> **PROMPT**
Every line below should be copied exactly; drop the pictures.

═════ TASK INPUT ═════

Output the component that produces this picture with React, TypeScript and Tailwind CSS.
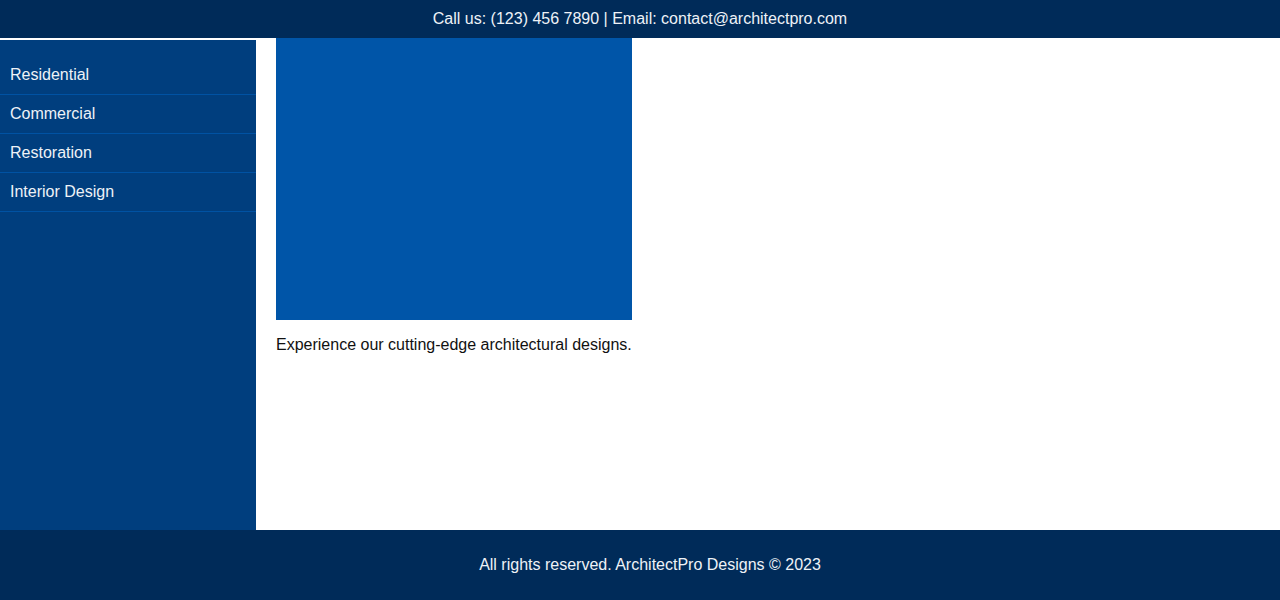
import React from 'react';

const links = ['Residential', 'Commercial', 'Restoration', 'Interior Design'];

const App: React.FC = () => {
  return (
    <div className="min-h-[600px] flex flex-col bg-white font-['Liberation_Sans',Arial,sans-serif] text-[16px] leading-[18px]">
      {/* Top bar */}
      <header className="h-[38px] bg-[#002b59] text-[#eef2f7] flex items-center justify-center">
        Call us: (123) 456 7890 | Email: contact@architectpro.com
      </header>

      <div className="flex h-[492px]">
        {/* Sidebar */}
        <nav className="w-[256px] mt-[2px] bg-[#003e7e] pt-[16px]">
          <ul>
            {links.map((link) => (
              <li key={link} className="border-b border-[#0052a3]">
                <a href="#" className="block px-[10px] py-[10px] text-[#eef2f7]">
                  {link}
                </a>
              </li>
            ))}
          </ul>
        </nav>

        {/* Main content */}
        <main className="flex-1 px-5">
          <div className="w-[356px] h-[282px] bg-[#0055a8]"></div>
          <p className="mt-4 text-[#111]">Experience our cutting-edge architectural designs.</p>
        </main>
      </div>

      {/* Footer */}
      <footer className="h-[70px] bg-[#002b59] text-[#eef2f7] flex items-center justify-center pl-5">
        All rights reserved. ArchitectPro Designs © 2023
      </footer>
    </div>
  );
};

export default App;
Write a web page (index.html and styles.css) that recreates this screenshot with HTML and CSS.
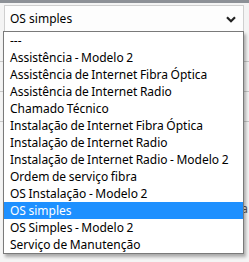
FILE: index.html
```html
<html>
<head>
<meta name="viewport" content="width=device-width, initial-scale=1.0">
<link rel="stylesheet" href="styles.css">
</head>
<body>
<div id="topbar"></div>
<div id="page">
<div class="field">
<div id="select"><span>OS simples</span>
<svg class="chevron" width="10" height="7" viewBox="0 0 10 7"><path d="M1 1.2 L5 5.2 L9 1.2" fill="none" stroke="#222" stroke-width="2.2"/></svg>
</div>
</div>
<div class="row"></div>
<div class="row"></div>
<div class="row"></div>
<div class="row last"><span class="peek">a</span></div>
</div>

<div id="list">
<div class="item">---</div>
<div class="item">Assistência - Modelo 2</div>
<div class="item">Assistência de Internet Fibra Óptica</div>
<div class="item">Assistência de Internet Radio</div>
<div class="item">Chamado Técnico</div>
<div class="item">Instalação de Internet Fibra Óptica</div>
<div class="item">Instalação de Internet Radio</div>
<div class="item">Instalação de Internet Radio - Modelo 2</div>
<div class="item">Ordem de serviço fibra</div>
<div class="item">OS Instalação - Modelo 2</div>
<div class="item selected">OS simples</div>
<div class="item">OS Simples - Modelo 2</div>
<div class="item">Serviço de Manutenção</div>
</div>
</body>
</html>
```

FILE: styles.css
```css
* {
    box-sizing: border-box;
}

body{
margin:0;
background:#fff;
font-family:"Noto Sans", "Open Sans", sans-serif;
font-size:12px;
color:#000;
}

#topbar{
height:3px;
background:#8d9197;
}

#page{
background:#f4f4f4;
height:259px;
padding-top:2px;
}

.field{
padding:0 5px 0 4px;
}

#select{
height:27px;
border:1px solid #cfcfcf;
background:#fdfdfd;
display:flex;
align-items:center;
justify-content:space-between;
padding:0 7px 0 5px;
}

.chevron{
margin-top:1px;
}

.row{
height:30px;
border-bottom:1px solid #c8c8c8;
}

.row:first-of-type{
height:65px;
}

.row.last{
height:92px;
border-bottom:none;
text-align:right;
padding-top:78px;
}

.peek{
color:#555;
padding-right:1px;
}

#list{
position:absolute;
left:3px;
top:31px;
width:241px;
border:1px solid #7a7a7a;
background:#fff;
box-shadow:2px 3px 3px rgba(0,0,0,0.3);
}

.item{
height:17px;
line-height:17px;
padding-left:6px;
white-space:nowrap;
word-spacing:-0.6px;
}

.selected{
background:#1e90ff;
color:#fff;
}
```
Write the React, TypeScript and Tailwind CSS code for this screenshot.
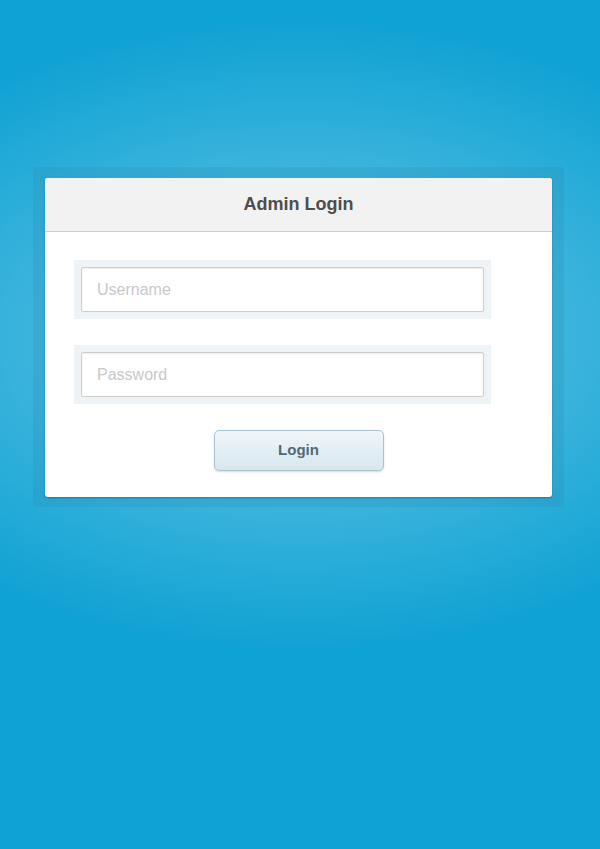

═════

> **RESULT OF THIS EXERCISE**
Output the component that produces this picture with React, TypeScript and Tailwind CSS.
import React from 'react';

const links = ['Residential', 'Commercial', 'Restoration', 'Interior Design'];

const App: React.FC = () => {
  return (
    <div className="min-h-[600px] flex flex-col bg-white font-['Liberation_Sans',Arial,sans-serif] text-[16px] leading-[18px]">
      {/* Top bar */}
      <header className="h-[38px] bg-[#002b59] text-[#eef2f7] flex items-center justify-center">
        Call us: (123) 456 7890 | Email: contact@architectpro.com
      </header>

      <div className="flex h-[492px]">
        {/* Sidebar */}
        <nav className="w-[256px] mt-[2px] bg-[#003e7e] pt-[16px]">
          <ul>
            {links.map((link) => (
              <li key={link} className="border-b border-[#0052a3]">
                <a href="#" className="block px-[10px] py-[10px] text-[#eef2f7]">
                  {link}
                </a>
              </li>
            ))}
          </ul>
        </nav>

        {/* Main content */}
        <main className="flex-1 px-5">
          <div className="w-[356px] h-[282px] bg-[#0055a8]"></div>
          <p className="mt-4 text-[#111]">Experience our cutting-edge architectural designs.</p>
        </main>
      </div>

      {/* Footer */}
      <footer className="h-[70px] bg-[#002b59] text-[#eef2f7] flex items-center justify-center pl-5">
        All rights reserved. ArchitectPro Designs © 2023
      </footer>
    </div>
  );
};

export default App;
Write a web page (index.html and styles.css) that recreates this screenshot with HTML and CSS.
FILE: index.html
```html
<html>
<head>
<meta name="viewport" content="width=device-width, initial-scale=1.0">
<link rel="stylesheet" href="styles.css">
</head>
<body>
<div id="topbar"></div>
<div id="page">
<div class="field">
<div id="select"><span>OS simples</span>
<svg class="chevron" width="10" height="7" viewBox="0 0 10 7"><path d="M1 1.2 L5 5.2 L9 1.2" fill="none" stroke="#222" stroke-width="2.2"/></svg>
</div>
</div>
<div class="row"></div>
<div class="row"></div>
<div class="row"></div>
<div class="row last"><span class="peek">a</span></div>
</div>

<div id="list">
<div class="item">---</div>
<div class="item">Assistência - Modelo 2</div>
<div class="item">Assistência de Internet Fibra Óptica</div>
<div class="item">Assistência de Internet Radio</div>
<div class="item">Chamado Técnico</div>
<div class="item">Instalação de Internet Fibra Óptica</div>
<div class="item">Instalação de Internet Radio</div>
<div class="item">Instalação de Internet Radio - Modelo 2</div>
<div class="item">Ordem de serviço fibra</div>
<div class="item">OS Instalação - Modelo 2</div>
<div class="item selected">OS simples</div>
<div class="item">OS Simples - Modelo 2</div>
<div class="item">Serviço de Manutenção</div>
</div>
</body>
</html>
```

FILE: styles.css
```css
* {
    box-sizing: border-box;
}

body{
margin:0;
background:#fff;
font-family:"Noto Sans", "Open Sans", sans-serif;
font-size:12px;
color:#000;
}

#topbar{
height:3px;
background:#8d9197;
}

#page{
background:#f4f4f4;
height:259px;
padding-top:2px;
}

.field{
padding:0 5px 0 4px;
}

#select{
height:27px;
border:1px solid #cfcfcf;
background:#fdfdfd;
display:flex;
align-items:center;
justify-content:space-between;
padding:0 7px 0 5px;
}

.chevron{
margin-top:1px;
}

.row{
height:30px;
border-bottom:1px solid #c8c8c8;
}

.row:first-of-type{
height:65px;
}

.row.last{
height:92px;
border-bottom:none;
text-align:right;
padding-top:78px;
}

.peek{
color:#555;
padding-right:1px;
}

#list{
position:absolute;
left:3px;
top:31px;
width:241px;
border:1px solid #7a7a7a;
background:#fff;
box-shadow:2px 3px 3px rgba(0,0,0,0.3);
}

.item{
height:17px;
line-height:17px;
padding-left:6px;
white-space:nowrap;
word-spacing:-0.6px;
}

.selected{
background:#1e90ff;
color:#fff;
}
```
Write the React, TypeScript and Tailwind CSS code for this screenshot.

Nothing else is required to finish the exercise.